Я опустила глаза и снова посмотрела на него:
– А знаешь что?
– Что?
– Думаю, я сегодня не в настроении.
Его глаза сузились от злости:
– Это что, шутка?
– Да нет.
– Перестань гнать хрень.
– А почему бы и нет?
– Ты явилась ко мне, выпила мое бухло, заставила меня, черт возьми, раздеться. Думаешь, я пригласил тебя к себе потому, что мне хотелось поговорить?
– Где твоя подружка? – спросила я.
– О чем ты?
– Ах да, конечно. Сожительница, – сказала я тоном, полным презрения, показывая кивком на фотографию на стене.
– Мы с ней расстались.
– Я все равно не стану с тобой трахаться.
– Ты это серьезно?
– Вполне.
– Ну ладно, – сказал он. – Тогда выметайся отсюда на хрен, чокнутая сучка. Ну же, катись.
– А что, если я не уйду?
Выражение его лица изменилось. Стало угрожающим.
Оно словно говорило: беги отсюда без оглядки, не то пожалеешь.
Но я не сдвинулась с места.
Он сжал руки в кулаки и так стиснул челюсти, что под кожей заходили желваки.
– Меня достали твои игры. Я не знаю, кто ты такая и чего тебе надо, и мне все равно.
– В этом-то и суть, – сказала я. – Тебе не должно быть все равно, когда речь идет о таких вещах.
Он пропустил мои слова мимо ушей.
– Я знаю одно – ты сейчас в моем доме, и, если ты не уберешься отсюда через пять секунд, я выкину тебя вон, и ты у меня будешь валяться на обочине вместе со вчерашним мусором.
Я продолжала глядеть на него так же невозмутимо. И молча.
– Я не шучу.
Я все так же молчала.
– Пять.
Я не произнесла ни слова.
– Четыре. Три. Я говорю серьезно.
Я по-прежнему не сводила с него глаз. Все так же молча.
– Два. Это последний твой шанс. Я не шучу.
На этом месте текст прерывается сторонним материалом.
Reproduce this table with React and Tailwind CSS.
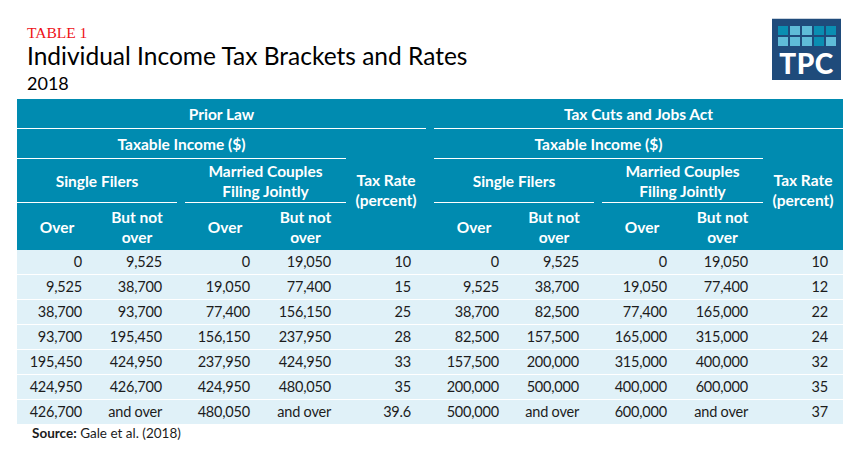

Я сделала спокойный вдох. И медленный выдох. Почувствовала, как в моих ушах в знакомом ритме колотится пульс. Мы уже почти дошли до момента, когда можно будет начинать.
Почти.
– Один.
Я сделала еще один вдох.
И медленный выдох.
– Ну что ж, ты сама напросилась. – Он начал вставать со своего кресла, все так же сжимая кулаки.
Я подождала, когда он встанет наполовину так, чтобы оказаться в неустойчивом равновесии, стоя на полусогнутых ногах и неуклюже пытаясь податься вперед.
Сделала шаг вперед и ударила его.
Я левша. Так что в него с силой врезался мой левый кулак. Нанося удар, я повернула запястье таким образом, чтобы ладонь смотрела вниз, и вложила в него всю массу своего тела. Почувствовала, как мой кулак расплющил его нос, как хрустнул, подавшись под моими костяшками, хрящ. Ощущение было совсем не такое, как при ударе в челюсть, скулу или висок. Мне давно уже надоело сдирать костяшки в кровь. Мои армированные кожаные мотоциклетные перчатки были специально предназначены для того, чтобы предохранять руки при ударе об асфальт на скорости в восемьдесят миль в час. Они просто творили чудеса. Теперь на моих руках не оставалось даже синяков.
Он свалился обратно в кресло, прижав обе руки к носу.
– Черт, – сказал он сдавленным голосом. – Ты сломала мне нос.
Я осталась стоять на месте. Сделала еще один вдох, потом выдох, держа под контролем свое дыхание и пульс, почти с болезненной ясностью замечая каждую, даже самую крохотную деталь, как будто под воздействием какого-то наркотика. Все вокруг было четким, каждое движение, каждый звук. Я тщательно подобрала следующие слова:
– Ну что, ты готов к новой порции? Или тебе нужно минутку передохнуть?
Это заставило его встать. На это раз он поднимался осторожно. Из обеих ноздрей не переставая шла кровь. Но он не обращал на нее внимания, его взгляд был прикован ко мне. На этот раз он не попытался броситься вперед. Встав на ноги, он проделал стремительный обманный прием, сделав вид, будто хочет произвести захват, затем шагнул вперед и попробовал провести сокрушительный хук справа мне в голову. Такой удар, достигни он цели, мог бы вырубить человека на неделю, а придя в себя, он бы подумал, что его сбил автобус.